A noter ceci, si je peux me permettre d’ajouter mon grain de sel : cette incarnation de l’esprit, c’est-à-dire son plongement dans l’univers régi par les lois de la physique et de la biochimie, n’est-elle pas justement de nature à permettre de comprendre comment nous parvenons à la connaissance ? A vrai dire, est-il encore question « d’accéder à la réalité » si nous y sommes déjà plongés ? La tradition positiviste a marqué sa surprise face au fait que nous serions capables, nous humains, par nos moyens de générer les mathématiques, de forger les outils qui nous permettent de comprendre la manière dont le monde physique fonctionne (cette surprise est connue sous le nom de « paradoxe de Wigner » : « the unreasonable effectiveness of mathematics in natural sciences »).

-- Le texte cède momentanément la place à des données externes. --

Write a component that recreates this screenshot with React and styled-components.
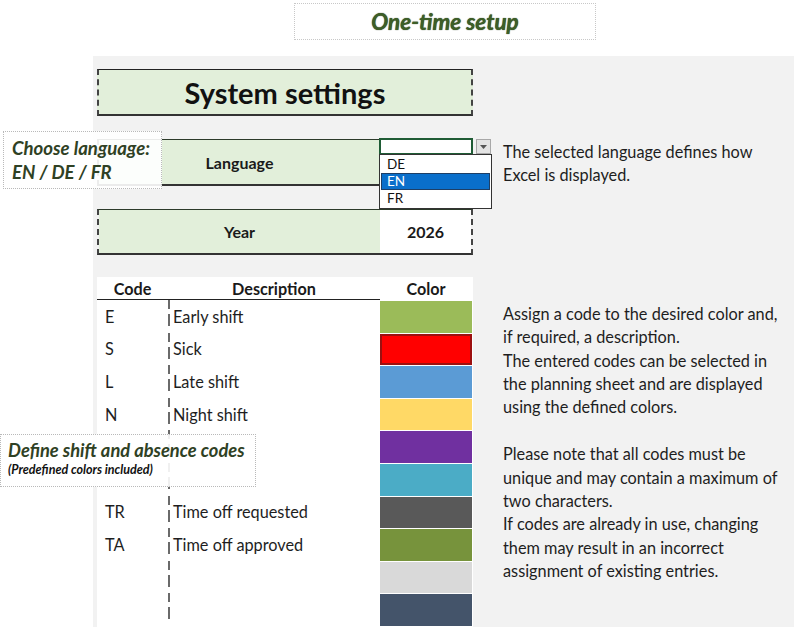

Or, on commence à comprendre aujourd’hui que c’est parce que justement notre esprit subit les mêmes lois que celles de la physique qu’il est capable de les décrire. Lors du passionnant colloque de Petersbourg de fin avril, Klaus Mainzer, un physicien et épistémologue allemand de l’Université Technologique de Münich, montrait que les équations qui permettent de rendre compte du surgissement dans la matière des « patterns » qui, par la suite, donneront les structures de l’univers sont les mêmes que celles qui rendent compte de la reconnaissance de ces mêmes « patterns » par notre esprit, rendant sans objet l’étonnement de Wigner.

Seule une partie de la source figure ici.